Jeśli chodzi o jedzenie, to my pójdziemy w mocną klasykę, bo taka jest Happa, z kolei The Cool Cat jest szaleństwem. Shota zmodyfikuje menu na potrzeby wydarzenia. Można śmiało powiedzieć, że będą to japońskie dania inspirowane Kul Kotami – stąd nazwy dań kojarzące się Europejczykom z czymś zupełnie innym, niż Japończykom.

NIKUMAKI MITARASHI DANGO jest fuzją jednej ze słodkości, którą na co dzień można zjeść w Happa, jednak zostanie zmodyfikowana w stronę dania głównego. Do inspiracji wykorzystaliśmy najczęściej występujące komentarze naszych gości, gdzie nazywają je “japońskimi kluskami śląskimi”. Dlatego ryżowe kluski oblane słodkim sosem sojowym owiniemy dodatkowo bekonem, by fantazja stała się rzeczywistością ;).
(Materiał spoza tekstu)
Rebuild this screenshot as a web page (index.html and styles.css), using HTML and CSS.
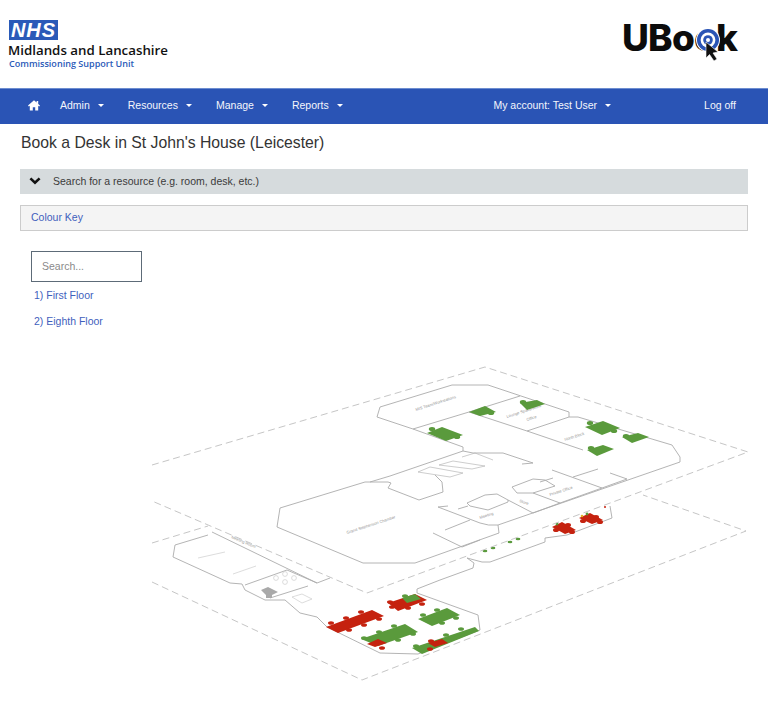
FILE: index.html
```html
<!DOCTYPE html>
<html lang="en">
<head>
<meta charset="utf-8">
<title>Book a Desk</title>
<link rel="stylesheet" href="styles.css">
</head>
<body>
<header class="brand">
  <div class="csu">
    <div class="nhs">NHS</div>
    <div class="csu-name">Midlands and Lancashire</div>
    <div class="csu-sub">Commissioning Support Unit</div>
  </div>
  <div class="ubook">
    <span class="ubook-text">UBook</span>
    <svg class="ubook-mark" viewBox="0 0 34 40" aria-hidden="true">
      <circle cx="13" cy="12" r="12" fill="#fff"/>
      <circle cx="13" cy="12" r="11" fill="#2a54b5"/>
      <circle cx="13" cy="12" r="7.4" fill="#fff"/>
      <circle cx="13" cy="12" r="4.8" fill="#2a54b5"/>
      <circle cx="13" cy="12" r="2" fill="#fff"/>
      <path d="M11 14 L11 30 L14.5 26.5 L19 33 L22 31 L18 25 L23 24 Z" fill="#111" stroke="#fff" stroke-width=".6"/>
    </svg>
  </div>
</header>
<nav class="nav">
  <div class="nav-left">
    <a class="nav-home" href="#" aria-label="Home">
      <svg viewBox="0 0 12 11" width="12" height="11"><path d="M6 0.3 L0 5.6 L0.8 6.5 L1.8 5.7 L1.8 10.6 L4.8 10.6 L4.8 7.3 L7.2 7.3 L7.2 10.6 L10.2 10.6 L10.2 5.7 L11.2 6.5 L12 5.6 L10.2 4 L10.2 1 L8.6 1 L8.6 2.6 Z" fill="#fff"/></svg>
    </a>
    <a class="nav-link caret" href="#">Admin</a>
    <a class="nav-link caret" href="#">Resources</a>
    <a class="nav-link caret" href="#">Manage</a>
    <a class="nav-link caret" href="#">Reports</a>
  </div>
  <div class="nav-right">
    <a class="nav-link caret" href="#">My account: Test User</a>
    <a class="nav-link" href="#">Log off</a>
  </div>
</nav>
<main>
  <h1 class="title">Book a Desk in St John's House (Leicester)</h1>
  <div class="search-bar">
    <svg class="chev" viewBox="0 0 12 8" width="12" height="8"><path d="M1.4 1.4 L6 5.8 L10.6 1.4" fill="none" stroke="#111" stroke-width="2.6"/></svg>
    <span>Search for a resource (e.g. room, desk, etc.)</span>
  </div>
  <div class="key"><a href="#">Colour Key</a></div>
  <div class="floors">
    <input class="floor-search" type="text" placeholder="Search...">
    <a class="floor-link" href="#">1) First Floor</a>
    <a class="floor-link" href="#">2) Eighth Floor</a>
  </div>
  <svg class="plans" viewBox="0 340 768 388" width="768" height="388" role="img" aria-label="Floor plans">
    <!-- lower floor -->
    <g class="plane">
      <path d="M152 543 L208 526"/>
      <path d="M152 582 L362 680 L746 531 L643 495"/>
    </g>
    <g class="wall">
      <path d="M208 535 L175 545 L173 557 L230 583 L242 584 L245 590 L265 600 L285 600 L300 613 L317 617 L327 627 L380 653 L418 654 L480 630 L478 615 L417 593 L417 589 L440 580 L473 568 L474 563 L467 558 L482 562 L490 562 L545 542 L545 538 L567 535 L612 518 L610 506"/>
      <path d="M212 532 L317 583 L330 578"/>
      <path d="M245 585 L287 570 L317 583"/>
      <path d="M270 598 L308 586"/>
    </g>
    <g class="wall-light">
      <path d="M198 558 L225 552 M233 574 L256 566"/>
      <circle cx="276" cy="578" r="2.4"/><circle cx="285" cy="574" r="2.4"/><circle cx="294" cy="578" r="2.4"/><circle cx="285" cy="582" r="2.4"/>
      <path d="M292 597 L302 594 L312 599 L302 603 Z"/>
    </g>
    <path class="grey-block" d="M261 590 L268 587 L278 592 L272 595 L272 598 L266 598 L266 595 Z"/>
    <text class="label" transform="translate(231 538) rotate(23)">Meeting Room</text>
    <g class="red">
      <path d="M326 627 L372 610 L384 616 L338 633 Z"/>
      <path d="M388 603 L415 594 L427 600 L398 611 Z"/>
      <path d="M552 527 L562 522 L576 530 L565 534 Z"/>
      <path d="M579 518 L590 513 L603 520 L592 524 Z"/>
      <ellipse cx="331" cy="623" rx="3" ry="1.8"/><ellipse cx="346" cy="618" rx="3" ry="1.8"/><ellipse cx="361" cy="612" rx="3" ry="1.8"/>
      <ellipse cx="349" cy="630" rx="3" ry="1.8"/><ellipse cx="364" cy="625" rx="3" ry="1.8"/><ellipse cx="379" cy="619" rx="3" ry="1.8"/>
      <ellipse cx="390" cy="602" rx="3" ry="1.8"/><ellipse cx="392" cy="607" rx="3" ry="1.8"/><ellipse cx="408" cy="608" rx="3" ry="1.8"/><ellipse cx="422" cy="604" rx="3" ry="1.8"/>
      <ellipse cx="556" cy="530" rx="3" ry="2"/><ellipse cx="572" cy="532" rx="3" ry="2"/><ellipse cx="583" cy="521" rx="3" ry="2"/><ellipse cx="600" cy="522" rx="3" ry="2"/><ellipse cx="568" cy="525" rx="3" ry="2"/><ellipse cx="596" cy="517" rx="3" ry="2"/>
      <circle cx="605" cy="507" r="1"/>
    </g>
    <g class="green">
      <path d="M402 598 L415 594 L421 599 L407 603 Z"/>
      <path d="M418 619 L447 608 L460 615 L432 626 Z"/>
      <path d="M361 639 L405 624 L418 632 L378 646 Z"/>
      <path d="M412 648 L475 627 L479 631 L422 654 Z"/>
      <ellipse cx="405" cy="596" rx="3" ry="1.8"/><ellipse cx="423" cy="615" rx="3" ry="1.8"/><ellipse cx="437" cy="610" rx="3" ry="1.8"/><ellipse cx="442" cy="623" rx="3" ry="1.8"/><ellipse cx="456" cy="618" rx="3" ry="1.8"/>
      <ellipse cx="364" cy="638" rx="3" ry="1.8"/><ellipse cx="379" cy="632" rx="3" ry="1.8"/><ellipse cx="394" cy="626" rx="3" ry="1.8"/><ellipse cx="398" cy="640" rx="3" ry="1.8"/><ellipse cx="413" cy="634" rx="3" ry="1.8"/>
      <ellipse cx="416" cy="646" rx="3" ry="1.8"/><ellipse cx="446" cy="635" rx="3" ry="1.8"/><ellipse cx="461" cy="629" rx="3" ry="1.8"/>
      <ellipse cx="485" cy="551" rx="2.4" ry="1.2"/><ellipse cx="493" cy="548" rx="2.4" ry="1.2"/><ellipse cx="510" cy="542" rx="2.4" ry="1.2"/><ellipse cx="518" cy="539" rx="2.4" ry="1.2"/>
      <circle cx="557" cy="524" r="1.4"/><circle cx="587" cy="514" r="1.4"/>
    </g>
    <g class="red">
      <path d="M367 644 L378 639 L387 643 L375 647 Z"/>
      <path d="M428 643 L442 639 L448 643 L435 647 Z"/>
      <ellipse cx="382" cy="648" rx="3" ry="1.8"/><ellipse cx="431" cy="641" rx="3" ry="1.8"/><ellipse cx="430" cy="649" rx="3" ry="1.8"/>
    </g>
    <circle class="amber" cx="582" cy="516" r="1.3"/>

    <!-- upper floor -->
    <path class="sheet" d="M152 465 L485 367 L748 452 L367 593 L152 501 Z"/>
    <g class="plane">
      <path d="M152 465 L485 367 L748 452 L367 593 L152 501"/>
    </g>
    <g class="wall">
      <path d="M377 417 L380 407 L452 385 L488 385 L569 412 L569 417 L578 417 L672 445 L680 457 L680 462 L498 525 L499 533 L415 563 L363 563 L277 527 L280 508 L365 482 L388 482 L391 483 L388 488 L419 500 L443 492 L442 482 L435 475"/>
      <path d="M377 417 L413 429 L463 447 L463 451 L390 476 L370 482"/>
      <path d="M413 429 L469 412 L520 396"/>
      <path d="M469 412 L527 431 L583 450 M527 431 L569 417"/>
      <path d="M463 451 L473 453 L503 453 L533 463 M522 464 L533 463"/>
      <path d="M552 470 L602 488 L627 479 M573 477 L598 469 M610 473 L627 479"/>
      <path d="M438 507 L448 506 M438 507 L480 523 Q488 526 498 525"/>
      <path d="M467 503 L485 495 L497 494 L508 500 L508 502 L488 510 L470 506 Z"/>
      <path d="M508 500 L533 513 L560 503 L533 493"/>
      <path d="M512 487 L533 479 L545 480 L555 486 L533 493 L517 493 Z"/>
      <path d="M553 478 L540 482 M602 488 L560 503"/>
      <path d="M458 509 L468 506 M445 530 L470 520 M433 533 L462 547 L480 540"/>
    </g>
    <g class="wall-thin">
      <path d="M418 472 L430 467 L463 473 L450 477 Z"/>
      <path d="M439 465 L453 461 L485 466 L472 469 Z"/>
      <path d="M462 457 L475 453 L493 460"/>
    </g>
    <text class="label" transform="translate(416 411) rotate(-18)">MIS Team/Workstations</text>
    <text class="label" transform="translate(507 418) rotate(-18)">Lounge Space/Work</text>
    <text class="label" transform="translate(527 421) rotate(-18)">Office</text>
    <text class="label" transform="translate(565 441) rotate(-18)">North Block</text>
    <text class="label" transform="translate(347 534) rotate(-18)">Grand Stephenson Chamber</text>
    <text class="label" transform="translate(480 519) rotate(-18)">Meeting</text>
    <text class="label" transform="translate(519 502) rotate(18)">Store</text>
    <text class="label" transform="translate(550 496) rotate(-18)">Private Office</text>
    <g class="green">
      <path d="M427 433 L442 427 L463 435 L446 441 Z"/>
      <path d="M469 412 L485 406 L496 412 L480 416 Z"/>
      <path d="M520 403 L537 400 L545 404 L527 410 Z"/>
      <path d="M585 427 L603 421 L620 428 L602 435 Z"/>
      <path d="M622 437 L638 433 L649 437 L632 443 Z"/>
      <path d="M587 450 L603 445 L614 449 L597 456 Z"/>
      <ellipse cx="432" cy="429" rx="3.2" ry="2"/><ellipse cx="457" cy="437" rx="3.2" ry="2"/>
      <ellipse cx="491" cy="413" rx="3.2" ry="2"/><ellipse cx="523" cy="402" rx="3.2" ry="2"/>
      <ellipse cx="590" cy="423" rx="3.2" ry="2"/><ellipse cx="614" cy="431" rx="3.2" ry="2"/><ellipse cx="626" cy="436" rx="3.2" ry="2"/><ellipse cx="591" cy="448" rx="3.2" ry="2"/>
    </g>
  </svg>
</main>
</body>
</html>
```
FILE: styles.css
```css
* { box-sizing: border-box; }
html, body { margin: 0; padding: 0; background: #fff; }
body { width: 768px; height: 728px; overflow: hidden; font-family: "Liberation Sans", Arial, sans-serif; font-size: 12px; color: #333; }
a { text-decoration: none; color: #3f5fbd; }

.brand { height: 88px; display: flex; justify-content: space-between; padding: 20px 30px 0 8px; }
.csu { display: flex; flex-direction: column; align-items: flex-start; }
.nhs { width: 49px; height: 20px; background: #2a5ab8; color: #fff; font: italic 700 20px/20px "Liberation Sans", sans-serif; letter-spacing: 1px; text-align: center; margin-left: 1px; }
.csu-name { font: 600 13.3px/15px "Open Sans", sans-serif; color: #111; margin-top: 3px; white-space: nowrap; }
.csu-sub { font: 600 9.05px/11px "Open Sans", sans-serif; color: #2a5ab8; margin-left: 1px; white-space: nowrap; }
.ubook { position: relative; width: 114px; height: 40px; margin-top: -2px; }
.ubook-text { font: 800 37px/40px "Inter", sans-serif; color: #0c0c0c; letter-spacing: -.8px; white-space: nowrap; margin-left: -2px; display: block; }
.ubook-mark { position: absolute; left: 71px; top: 10px; width: 34px; height: 40px; }

.nav { height: 36px; background: #2a54b5; border-top: 1px solid #6d8dd0; display: flex; justify-content: space-between; align-items: center; padding: 0 32px 3px 28px; color: #fff; }
.nav-left, .nav-right { display: flex; align-items: center; }
.nav-left { gap: 24px; }
.nav-right { gap: 93px; }
.nav-home { display: flex; width: 12px; margin-right: -4px; }
.nav-link { color: #f4f6fc; font: 400 10.5px/16px "Liberation Sans", sans-serif; white-space: nowrap; }
.caret::after { content: ""; display: inline-block; margin-left: 8px; vertical-align: 2px; border-top: 3px solid #fff; border-left: 3px solid transparent; border-right: 3px solid transparent; }

.title { margin: 0; padding: 9px 0 0 21px; height: 45px; font: 400 15.75px/20px "Liberation Sans", sans-serif; color: #333; }
.search-bar { margin: 0 20px; height: 25px; background: #d6dbdd; display: flex; align-items: center; padding: 0 0 1px 9px; gap: 12px; font: 400 10.5px/14px "Liberation Sans", sans-serif; color: #3a3a3a; }
.key { margin: 11px 20px 0; height: 26px; background: #f4f4f4; border: 1px solid #ccc; padding: 0 10px 2px; display: flex; align-items: center; font: 400 10.5px/14px "Liberation Sans", sans-serif; }
.floors { display: flex; flex-direction: column; align-items: flex-start; padding: 20px 0 0 31px; height: 109px; }
.floor-search { width: 111px; height: 31px; border: 1px solid #5d6b78; background: #fff; padding: 0 10px 2px; font: 400 10.5px "Liberation Sans", sans-serif; border-radius: 0; outline: none; }
.floor-search::placeholder { color: #8a8a8a; opacity: 1; }
.floor-link { font: 400 10.5px/14px "Liberation Sans", sans-serif; margin: 6px 0 6px 3px; }
.floor-link + .floor-link { margin-top: 6px; }

.plans { display: block; }
.plane path { fill: none; stroke: #c6c6c6; stroke-width: 1; stroke-dasharray: 7 4; }
.wall path { fill: none; stroke: #ababab; stroke-width: .9; }
.wall-thin path { fill: none; stroke: #b8b8b8; stroke-width: .7; }
.wall-light circle, .wall-light path { fill: none; stroke: #cdcdcd; stroke-width: .7; }
.sheet { fill: #fff; }
.grey-block { fill: #a9a9a9; }
.label { font: 400 4px "Liberation Sans", sans-serif; fill: #999; }
.green path, .green circle, .green ellipse { fill: #5a9a3c; }
.red path, .red circle, .red ellipse { fill: #c5220f; }
.amber { fill: #e2b02a; }
```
Oprócz dań głównych podamy również deser: Daifuku w tempurze i tamagoyaki na słodko. Daifuku to nasze popisowe słodycze – wersję standardową będzie można zakupić na miejscu, ale specjalnie na wydarzenie Shota będzie je smażył na gorącym oleju w tempurze. Sztos! Z kolei Tamagoyaki bywa często kojarzone z japońskim śniadaniem (moje ukochane), a niewielu wie, że Japończycy jedzą je również na słodko. Dlatego Shota zrobi wersję o smaku matcha z dodatkiem anko, czyli pasty ze słodkich fasoli azuki.

Jedzenie to nie wszystko

Organizatorzy wydarzenia nie zapomnieli o atrakcjach barowych. Do współpracy zaprosili Norihiko Sakamoto, założyciela Hiko Sake, jednego z najlepszych japońskich ekspertów od alkoholu. Przygotuje i osobiście zaserwuje trzy wyjątkowe koktajle na bazie wyselekcjonowanych japońskich trunków – Aoi, Bloody Mariko oraz Akatsuki.

Tego dnia możemy się spodziewać kulinarnych wrażeń z kraju kwitnącej wiśni w stołecznym The Cool Cat TR.

Happa to mame to lokal na poznańskich Jeżycach (w dosłownym tłumaczeniu Liść i Fasola) prowadzony przez Shotę Nakayama oraz Marcina Cieśluka. Wspólnie stwierdzili, że pokażą Polakom jak powinna smakować japońska kuchnia. Zaczęli od słodyczy, które nie zawsze muszą być słodkie. W Happa można dowiedzieć się, co to daifuku, dango (ikonka trzech kuleczek na patyku w smartfonach) czy dorayaki (japońskie pancakes). Kawiarnia specjalizuje się również w odkrywaniu wariacji na temat matchy, kaw oraz oczywiście herbaty.
Do poznańskiej kawiarni otwartej tylko przez 4 godziny dziennie przyjeżdżają goście z całego kraju, żeby chociaż na chwilę przenieść się do Japonii.

The Cool Cat na Solcu prowadzony od 2015 roku oraz The Cool Cat TR (młodszy Fajny Kot, nazwa TR nawiązuje do Teatru Rozmaitości, z którym sąsiaduje), działający już od trzech lat, to oryginalne połączenie kuchni azjatyckiej fusion z lokalnymi, sezonowymi produktami. Właścicielami są Zosia Pazik oraz szef kuchni Jakub Kaftański, będącym od początku strażnikiem i twórcą niebanalnych połączeń smakowych w obu restauracjach.
Menu w lokalach nie jest identyczne, ale kartę w Cool Catach otwiera bogata propozycja śniadań serwowanych przez cały dzień. W weekendy, paradoksalnie, trzeba wcześniej wstać i ustawić się w kolejce, bo oferty brunchowe (zestaw azjatycki, meksykański i śródziemnomorski) przyciągają tłumy niemal od świtu. Oprócz stałej karty, w ciągu tygodnia w Cool Catach zawsze można spróbować zmiennej oferty lunchowej w wersji wegańskiej oraz mięsnej. Wieczory natomiast upływają tu pod znakiem barwnych koktajli, a od niedawna także win naturalnych.